How to Remove Duplicate Values in Power Query [2 Ways]
Removing duplicates in Power Query is a crucial step in refining and optimizing datasets within tools like Microsoft Excel and Power BI. This process involves identifying and eliminating identical entries in specified columns, ensuring data accuracy and integrity. With a user-friendly interface, Power Query simplifies this task, providing a seamless way to create cleaner datasets. In this article, I aim to demonstrate, how to use power query to remove duplicates in Excel. The dataset is given below:
Using Remove Duplicate Feature to Remove Duplicate Values in Power Query
The Remove Duplicate feature in Power Query allows users to efficiently clean and refine datasets by eliminating redundant entries. By identifying and removing identical records, this feature helps enhance data accuracy and streamline data processing workflows. Whether working with large datasets or smaller tables, Power Query’s Remove Duplicate feature is valuable for maintaining data integrity and optimizing data quality.
Here is the step-by-step method to eliminate duplicate values using the ‘Remove Duplicate’ feature in Power Query:
Step 1: Open Power Query Editor
- Choose the table.
- Select the “Data” tab after launching the Excel ribbon.
- After clicking “Get Data,” choose “From Table/Range.”
- Enable the feature “My Table has a Header.”
- Your data will be displayed when the Power Query Editor launches.
Step 2: Remove Duplicate Values from Tables/Ranges
- Click on the header of the “Product” column.
- In the “Home” tab, click on “Remove duplicates” in the “Reduce Rows” group. The steps might look slightly different based on your version of Excel, but the general process remains the same.
- Power Query removes the duplicates based on the “Product” column.
- You will see a preview of the unique values in the Power Query Editor.
- Close the Power Query Editor and click “Close & Apply” to save the changes.
After completing these steps, your dataset will be updated to remove the duplicate values in the “Product” column, and you’ll have a unique list of products.
Using Group By Feature to Remove Duplicate Values in Power Query
The ‘Group By’ feature in Power Query is a powerful tool for data organization. It enables users to group data based on specific criteria and perform aggregate functions within those groups. This feature is useful for summarizing information, creating subtotals, and gaining deeper insights into your dataset. With ‘Group By,’ you can streamline your data analysis process and derive meaningful conclusions from complex datasets.
Effortlessly remove duplicate values with the ‘Group By’ feature in Power Query by following these simple steps:
- Open the Power Query Editor.
- In the “Home” tab, click on “Group By” in the “Transform” group.
- Select the “Product” column in the “Group By” dropdown.
- Rename the “New column name” to something like “Count” (this is optional but helps you identify the purpose).

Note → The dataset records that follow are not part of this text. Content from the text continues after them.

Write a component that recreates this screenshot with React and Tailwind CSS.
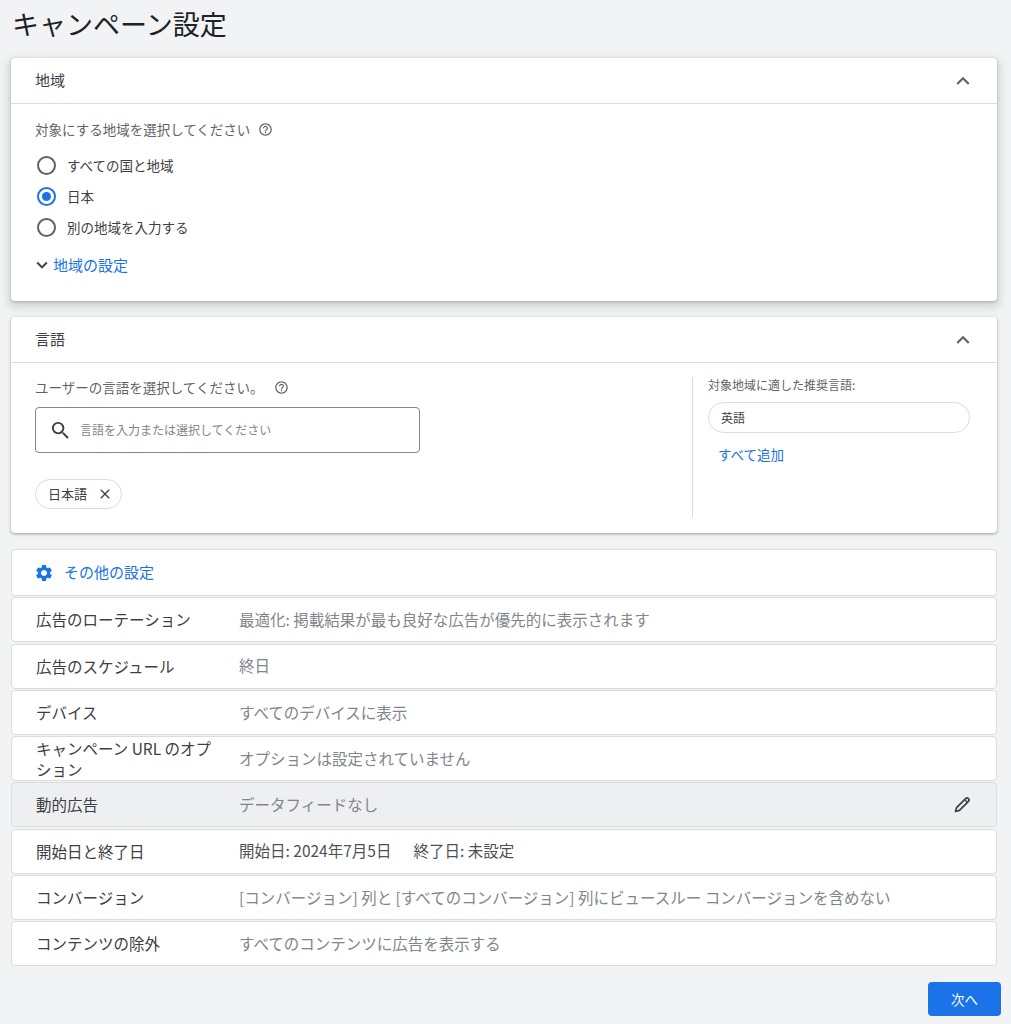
import { MdExpandLess, MdExpandMore, MdHelpOutline, MdSearch, MdClose, MdSettings } from "react-icons/md";

const font = { fontFamily: '"Noto Sans CJK JP", "Noto Sans", Roboto, sans-serif' };

function Radio({ checked, label }) {
  return (
    <label className="flex items-center h-[31px] gap-[11px] pl-[2px]">
      {checked ? (
        <span className="w-[19px] h-[19px] rounded-full border-2 border-[#1a73e8] flex items-center justify-center">
          <span className="w-[9px] h-[9px] rounded-full bg-[#1a73e8]" />
        </span>
      ) : (
        <span className="w-[19px] h-[19px] rounded-full border-2 border-[#5f6368]" />
      )}
      <span className="text-[13.5px] text-[#3c4043]">{label}</span>
    </label>
  );
}

function CardHeader({ title }) {
  return (
    <div className="h-[46px] flex items-center justify-between pl-6 pr-[21px] border-b border-[#dadce0]">
      <span className="text-[15px] text-[#3c4043]">{title}</span>
      <MdExpandLess className="text-[26px] text-[#5f6368]" />
    </div>
  );
}

function Pencil() {
  return (
    <svg width="20" height="20" viewBox="0 0 20 20" fill="none">
      <path
        d="M3.5 16.5 L4.6 12.6 L13.6 3.6 Q15 2.2 16.4 3.6 Q17.8 5 16.4 6.4 L7.4 15.4 Z"
        stroke="#3c4043"
        strokeWidth="1.7"
        strokeLinejoin="round"
      />
      <path d="M12.6 4.6 L15.4 7.4" stroke="#3c4043" strokeWidth="1.4" />
    </svg>
  );
}

const rows = [
  { label: "広告のローテーション", value: "最適化: 掲載結果が最も良好な広告が優先的に表示されます" },
  { label: "広告のスケジュール", value: "終日" },
  { label: "デバイス", value: "すべてのデバイスに表示" },
  { label: "キャンペーン URL のオプション", value: "オプションは設定されていません" },
  { label: "動的広告", value: "データフィードなし", active: true },
  { label: "開始日と終了日", dates: true },
  { label: "コンバージョン", value: "[コンバージョン] 列と [すべてのコンバージョン] 列にビュースルー コンバージョンを含めない" },
  { label: "コンテンツの除外", value: "すべてのコンテンツに広告を表示する" },
];

export default function App() {
  return (
    <div className="min-h-screen bg-[#f1f3f4] pl-[11px] pr-[10px] pb-[7px]" style={font}>
      <h1 className="pt-[6px] pl-px text-[27px] leading-[36px] text-[#202124] mb-[16px]">キャンペーン設定</h1>

      <div className="mr-[4px] flex flex-col gap-4">
        {/* 地域 */}
        <section className="bg-white rounded shadow-[0_1px_3px_rgba(60,64,67,0.3),0_4px_8px_3px_rgba(60,64,67,0.15)]">
          <CardHeader title="地域" />
          <div className="pl-6 pr-6 pt-[15px] pb-[24px]">
            <div className="flex items-center gap-[8px] h-5">
              <span className="text-[13.5px] text-[#5f6368]">対象にする地域を選択してください</span>
              <MdHelpOutline className="text-[15px] text-[#5f6368]" />
            </div>
            <div className="mt-[11px]">
              <Radio label="すべての国と地域" />
              <Radio label="日本" checked />
              <Radio label="別の地域を入力する" />
            </div>
            <div className="mt-[10px] h-6 flex items-center -ml-[4px]">
              <MdExpandMore className="text-[22px] text-[#3c4043]" />
              <span className="text-[15px] text-[#1a73e8]">地域の設定</span>
            </div>
          </div>
        </section>

        {/* 言語 */}
        <section className="bg-white rounded shadow-[0_1px_2px_rgba(60,64,67,0.3),0_1px_3px_1px_rgba(60,64,67,0.15)]">
          <CardHeader title="言語" />
          <div className="flex pt-[14px] pb-[16px]">
            <div className="w-[681px] pl-6 pb-[8px]">
              <div className="flex items-center gap-[11px] h-5">
                <span className="text-[13.5px] text-[#5f6368]">ユーザーの言語を選択してください。</span>
                <MdHelpOutline className="text-[15px] text-[#5f6368]" />
              </div>
              <div className="mt-[10px] w-[385px] h-[46px] border border-[#80868b] rounded flex items-center pl-[13px] gap-[8px]">
                <MdSearch className="text-[23px] text-[#3c4043]" />
                <span className="text-[12px] text-[#80868b]">言語を入力または選択してください</span>
              </div>
              <div className="mt-[26px] inline-flex items-center h-[30px] rounded-full border border-[#dadce0] pl-[12px] pr-[8px] gap-[10px]">
                <span className="text-[13px] text-[#3c4043]">日本語</span>
                <MdClose className="text-[16px] text-[#3c4043]" />
              </div>
            </div>
            <div className="border-l border-[#dadce0] pl-[15px] w-[278px]">
              <div className="text-[12px] leading-[16px] text-[#5f6368]">対象地域に適した推奨言語:</div>
              <div className="mt-[9px] h-[31px] w-[262px] rounded-full border border-[#dadce0] flex items-center pl-[12px] text-[12px] text-[#3c4043]">英語</div>
              <div className="mt-[11px] pl-[10px] text-[13.5px] leading-5 text-[#1a73e8]">すべて追加</div>
            </div>
          </div>
        </section>

        {/* その他の設定 */}
        <section className="flex flex-col gap-[1.25px]">
          <div className="h-[47px] bg-white border border-[#dadce0] rounded flex items-center pl-[22px] gap-[10px]">
            <MdSettings className="text-[20px] text-[#1a73e8]" />
            <span className="text-[15px] text-[#1a73e8]">その他の設定</span>
          </div>
          {rows.map((r) => (
            <div
              key={r.label}
              className={`h-[45px] border border-[#dadce0] rounded flex items-center pl-6 pr-6 ${r.active ? "bg-[#eeeff0]" : "bg-white"}`}
            >
              <div className="w-[203px] pr-[18px] text-[15.5px] leading-[21px] text-[#3c4043]">{r.label}</div>
              <div className="flex-1 text-[15.5px] text-[#80868b]">
                {r.dates ? (
                  <span className="text-[#4d5156]">
                    開始日: 2024年7月5日<span className="ml-[22px]">終了日: 未設定</span>
                  </span>
                ) : (
                  r.value
                )}
              </div>
              {r.active && <Pencil />}
            </div>
          ))}
        </section>
      </div>

      <div className="flex justify-end mt-[16px]">
        <button className="w-[73px] h-[34px] rounded bg-[#1a73e8] text-white text-[13.5px]">次へ</button>
      </div>
    </div>
  );
}
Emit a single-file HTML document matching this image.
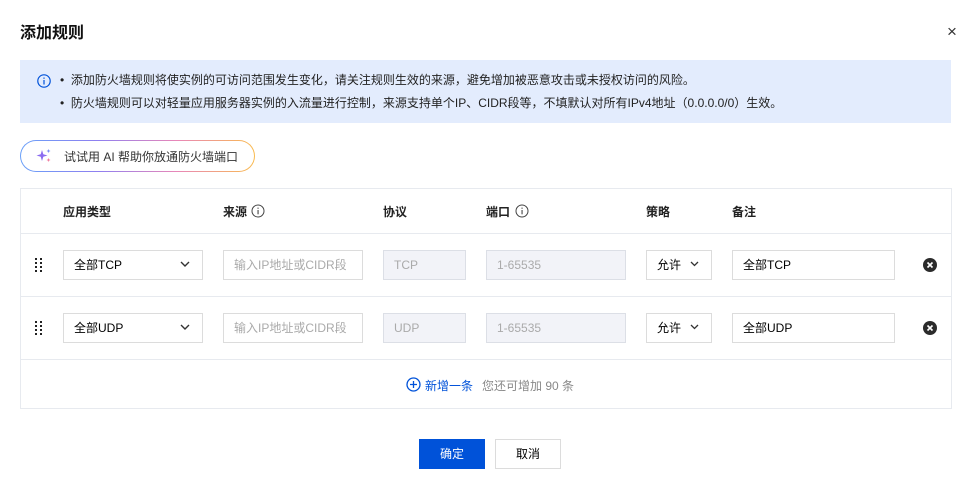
<!DOCTYPE html>
<html><head><meta charset="utf-8"><style>
*{box-sizing:border-box;margin:0;padding:0}
body{width:979px;height:487px;background:#fff;font-family:"Liberation Sans","Noto Sans CJK SC",sans-serif;color:#000;position:relative;overflow:hidden;font-size:12px}
.a{position:absolute}
.inp{position:absolute;height:30px;border:1px solid #dcdcdc;background:#fff;font-size:12px;line-height:28px;padding-left:10px;color:#000}
.dis{background:#f2f3f8;color:#aaa;border-color:#dcdfe6}
.ph{color:#aaa}
.hd{position:absolute;top:203px;font-weight:bold;font-size:12px;color:#222}
.hl{position:absolute;left:21px;width:930px;height:1px;background:#e7eaef}
</style></head><body>
<div class="a" style="left:20px;top:19px;font-size:16px;font-weight:bold;color:#111">添加规则</div>
<div class="a" style="left:947px;top:22px;font-size:17px;color:#333">×</div>

<div class="a" style="left:20px;top:60px;width:931px;height:63px;background:#e3ecfd"></div>
<svg class="a" style="left:37px;top:74px" width="14" height="14" viewBox="0 0 14 14"><circle cx="7" cy="7" r="6.2" fill="none" stroke="#0052d9" stroke-width="1.2"/><rect x="6.4" y="6" width="1.2" height="4.5" fill="#0052d9"/><rect x="6.4" y="3.5" width="1.2" height="1.3" fill="#0052d9"/></svg>
<div class="a" style="left:60px;top:72px;color:#222;line-height:16px">•&nbsp; 添加防火墙规则将使实例的可访问范围发生变化，请关注规则生效的来源，避免增加被恶意攻击或未授权访问的风险。</div>
<div class="a" style="left:60px;top:95px;color:#222;line-height:16px">•&nbsp; 防火墙规则可以对轻量应用服务器实例的入流量进行控制，来源支持单个IP、CIDR段等，不填默认对所有IPv4地址（0.0.0.0/0）生效。</div>

<div class="a" style="left:20px;top:140px;width:235px;height:32px;border-radius:16px;padding:1px;background:linear-gradient(90deg,#6aa0f8,#8f7ff0,#e887b8,#f9bb4f)"><div style="width:100%;height:100%;border-radius:15px;background:#fff"></div></div>
<svg class="a" style="left:36px;top:148px" width="16" height="16" viewBox="0 0 16 16"><path d="M6 2 L7.3 6.2 L11.5 7.5 L7.3 8.8 L6 13 L4.7 8.8 L0.5 7.5 L4.7 6.2Z" fill="#8b6cf0"/><path d="M12.5 1 L13.1 2.4 L14.5 3 L13.1 3.6 L12.5 5 L11.9 3.6 L10.5 3 L11.9 2.4Z" fill="#7b8ff5"/><path d="M12.5 10 L13.1 11.4 L14.5 12 L13.1 12.6 L12.5 14 L11.9 12.6 L10.5 12 L11.9 11.4Z" fill="#f07fa0"/></svg>
<div class="a" style="left:64px;top:148px;color:#333;font-size:12px">试试用 AI 帮助你放通防火墙端口</div>

<div class="a" style="left:20px;top:188px;width:932px;height:221px;border:1px solid #e7eaef"></div>
<div class="hl" style="top:233px"></div>
<div class="hl" style="top:296px"></div>
<div class="hl" style="top:359px"></div>

<div class="hd" style="left:63px">应用类型</div>
<div class="hd" style="left:223px">来源</div>
<svg class="a" style="left:251px;top:204px" width="14" height="14" viewBox="0 0 14 14"><circle cx="7" cy="7" r="6" fill="none" stroke="#444" stroke-width="1"/><rect x="6.5" y="6" width="1.1" height="4.3" fill="#444"/><rect x="6.5" y="3.6" width="1.1" height="1.2" fill="#444"/></svg>
<div class="hd" style="left:383px">协议</div>
<div class="hd" style="left:486px">端口</div>
<svg class="a" style="left:515px;top:204px" width="14" height="14" viewBox="0 0 14 14"><circle cx="7" cy="7" r="6" fill="none" stroke="#444" stroke-width="1"/><rect x="6.5" y="6" width="1.1" height="4.3" fill="#444"/><rect x="6.5" y="3.6" width="1.1" height="1.2" fill="#444"/></svg>
<div class="hd" style="left:646px">策略</div>
<div class="hd" style="left:732px">备注</div>

<!-- row1 -->
<svg class="a" style="left:35px;top:258px" width="8" height="14"><g fill="#222"><rect x="0" y="0" width="2" height="2"/><rect x="5" y="0" width="2" height="2"/><rect x="0" y="4" width="2" height="2"/><rect x="5" y="4" width="2" height="2"/><rect x="0" y="8" width="2" height="2"/><rect x="5" y="8" width="2" height="2"/><rect x="0" y="12" width="2" height="2"/><rect x="5" y="12" width="2" height="2"/></g></svg>
<div class="inp" style="left:63px;top:250px;width:140px">全部TCP</div>
<svg class="a" style="left:180px;top:261px" width="10" height="7"><path d="M1 1 L5 5 L9 1" fill="none" stroke="#333" stroke-width="1.4"/></svg>
<div class="inp ph" style="left:223px;top:250px;width:140px">输入IP地址或CIDR段</div>
<div class="inp dis" style="left:383px;top:250px;width:83px">TCP</div>
<div class="inp dis" style="left:486px;top:250px;width:140px">1-65535</div>
<div class="inp" style="left:646px;top:250px;width:66px">允许</div>
<svg class="a" style="left:690px;top:261px" width="9" height="6"><path d="M1 1 L4.5 4.5 L8 1" fill="none" stroke="#333" stroke-width="1.3"/></svg>
<div class="inp" style="left:732px;top:250px;width:163px">全部TCP</div>
<svg class="a" style="left:923px;top:258px" width="14" height="14"><circle cx="7" cy="7" r="7" fill="#2b2b2b"/><path d="M4.5 4.5 L9.5 9.5 M9.5 4.5 L4.5 9.5" stroke="#fff" stroke-width="1.6"/></svg>

<!-- row2 -->
<svg class="a" style="left:35px;top:321px" width="8" height="14"><g fill="#222"><rect x="0" y="0" width="2" height="2"/><rect x="5" y="0" width="2" height="2"/><rect x="0" y="4" width="2" height="2"/><rect x="5" y="4" width="2" height="2"/><rect x="0" y="8" width="2" height="2"/><rect x="5" y="8" width="2" height="2"/><rect x="0" y="12" width="2" height="2"/><rect x="5" y="12" width="2" height="2"/></g></svg>
<div class="inp" style="left:63px;top:313px;width:140px">全部UDP</div>
<svg class="a" style="left:180px;top:324px" width="10" height="7"><path d="M1 1 L5 5 L9 1" fill="none" stroke="#333" stroke-width="1.4"/></svg>
<div class="inp ph" style="left:223px;top:313px;width:140px">输入IP地址或CIDR段</div>
<div class="inp dis" style="left:383px;top:313px;width:83px">UDP</div>
<div class="inp dis" style="left:486px;top:313px;width:140px">1-65535</div>
<div class="inp" style="left:646px;top:313px;width:66px">允许</div>
<svg class="a" style="left:690px;top:324px" width="9" height="6"><path d="M1 1 L4.5 4.5 L8 1" fill="none" stroke="#333" stroke-width="1.3"/></svg>
<div class="inp" style="left:732px;top:313px;width:163px">全部UDP</div>
<svg class="a" style="left:923px;top:321px" width="14" height="14"><circle cx="7" cy="7" r="7" fill="#2b2b2b"/><path d="M4.5 4.5 L9.5 9.5 M9.5 4.5 L4.5 9.5" stroke="#fff" stroke-width="1.6"/></svg>

<svg class="a" style="left:406px;top:377px" width="15" height="15" viewBox="0 0 15 15"><circle cx="7.5" cy="7.5" r="6.5" fill="none" stroke="#0052d9" stroke-width="1.3"/><path d="M7.5 4 V11 M4 7.5 H11" stroke="#0052d9" stroke-width="1.3"/></svg>
<div class="a" style="left:425px;top:377px;color:#0052d9">新增一条</div>
<div class="a" style="left:482px;top:377px;color:#888">您还可增加 90 条</div>

<div class="a" style="left:419px;top:439px;width:66px;height:30px;background:#0052d9;color:#fff;text-align:center;line-height:30px">确定</div>
<div class="a" style="left:495px;top:439px;width:66px;height:30px;border:1px solid #dcdcdc;color:#000;text-align:center;line-height:28px">取消</div>
</body></html>
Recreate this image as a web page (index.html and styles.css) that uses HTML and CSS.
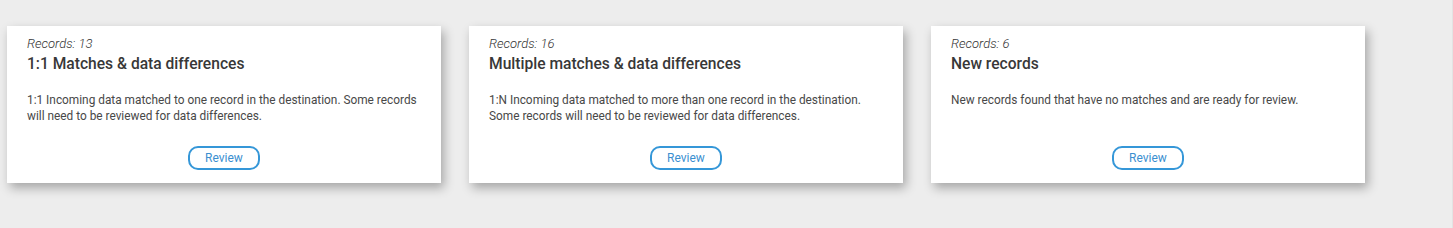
FILE: index.html
```html
<!DOCTYPE html>
<html>
<head>
    <title>Match summary</title>
    <link rel="stylesheet" href="styles.css">
</head>
<body>
    <div class="cards">
        <!-- 1:1 -->
        <div class="card">
            <div class="count">Records: 13</div>
            <h2>1:1 Matches &amp; data differences</h2>
            <p>1:1 Incoming data matched to one record in the destination. Some records will need to be reviewed for data differences.</p>
            <div class="actions"><button type="button">Review</button></div>
        </div>

        <!-- 1:N -->
        <div class="card">
            <div class="count">Records: 16</div>
            <h2>Multiple matches &amp; data differences</h2>
            <p>1:N Incoming data matched to more than one record in the destination. Some records will need to be reviewed for data differences.</p>
            <div class="actions"><button type="button">Review</button></div>
        </div>

        <!-- new -->
        <div class="card">
            <div class="count">Records: 6</div>
            <h2>New records</h2>
            <p>New records found that have no matches and are ready for review.</p>
            <div class="actions"><button type="button">Review</button></div>
        </div>
    </div>
</body>
</html>
```

FILE: styles.css
```css
html, body { margin: 0; height: 100%; }
body { background: #ededed; font-family: Roboto, "Liberation Sans", sans-serif; color: #333; border-right: 1px solid #e3e3e3; box-sizing: border-box; }
.cards { display: flex; gap: 28px; padding: 26px 0 0 7px; }
.card { width: 434px; height: 157px; box-sizing: border-box; background: #fff; padding: 10px 20px 13px 20px; display: flex; flex-direction: column; box-shadow: 3px 5px 10px rgba(0,0,0,0.3); }
.count { font-size: 13px; font-style: italic; font-weight: 300; line-height: 16px; color: #333; }
h2 { margin: 0; font-size: 15.6px; font-weight: 500; line-height: 24px; color: #383838; }
p { margin: 16px 0 0 0; font-size: 11.85px; line-height: 16px; color: #484848; }
.actions { margin-top: auto; text-align: center; }
button { width: 72px; height: 24px; padding: 0; background: #fff; border: 2px solid #3597d8; border-radius: 10px; color: #3b8fd0; font-family: Roboto, "Liberation Sans", sans-serif; font-size: 12px; cursor: pointer; }
```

- Set the “Operation” to “Count Rows.”
- Click “OK.”
- This will create a new column that shows the count of each unique product. (In the “Count” column, filter out any rows where the count is greater than 1. This will keep only the rows with unique products.)
- If you don’t want to keep the “Count” column, you can right-click on the column header and choose “Remove.”
- You’ll see a table with unique values in the “Product” column.
- Close the Power Query Editor and click “Close & Apply” to save the changes.
This method uses the “Group By” feature to count the occurrences of each value in the selected column and then filters out the rows where the count is greater than 1, effectively removing duplicates.
Conclusion
In this comprehensive guide, I aim to illustrate the process of removing duplicate values in Power Query. I showcase two distinct methods for achieving this task, providing you with flexibility in choosing the approach that best suits your preferences or data requirements. Follow the step-by-step instructions outlined for each method to seamlessly enhance your data cleansing and manipulation capabilities.
Frequently Asked Questions
How do I remove duplicates based on multiple conditions in Power Query?
To remove duplicates based on multiple conditions in Power Query:
- Select the data range and go to the “Data” tab, then click “From Table/Range.”
- Once in the Power Query Editor, go to the “Home” tab.
- Select the columns you want to consider for duplicates.
- Click on “Remove duplicates” in the “Transform” group.
- In the dialog that appears, select the columns that define uniqueness.
- Click “OK” to remove duplicates based on the specified conditions.
- Review the results in the Power Query Editor.
- Close the Power Query Editor and click “Close & Apply” to save the changes.
How do I remove duplicates in the SELECT query?
To remove duplicates in a SQL SELECT query, use the DISTINCT keyword followed by the columns by which you want to identify unique records:
SELECT DISTINCT column1, column2, …
FROM your_table;
Replace your_table with the actual table name and list the columns (column1, column2, …) to determine uniqueness. This query retrieves distinct rows based on the specified columns, effectively removing duplicate entries from the result set.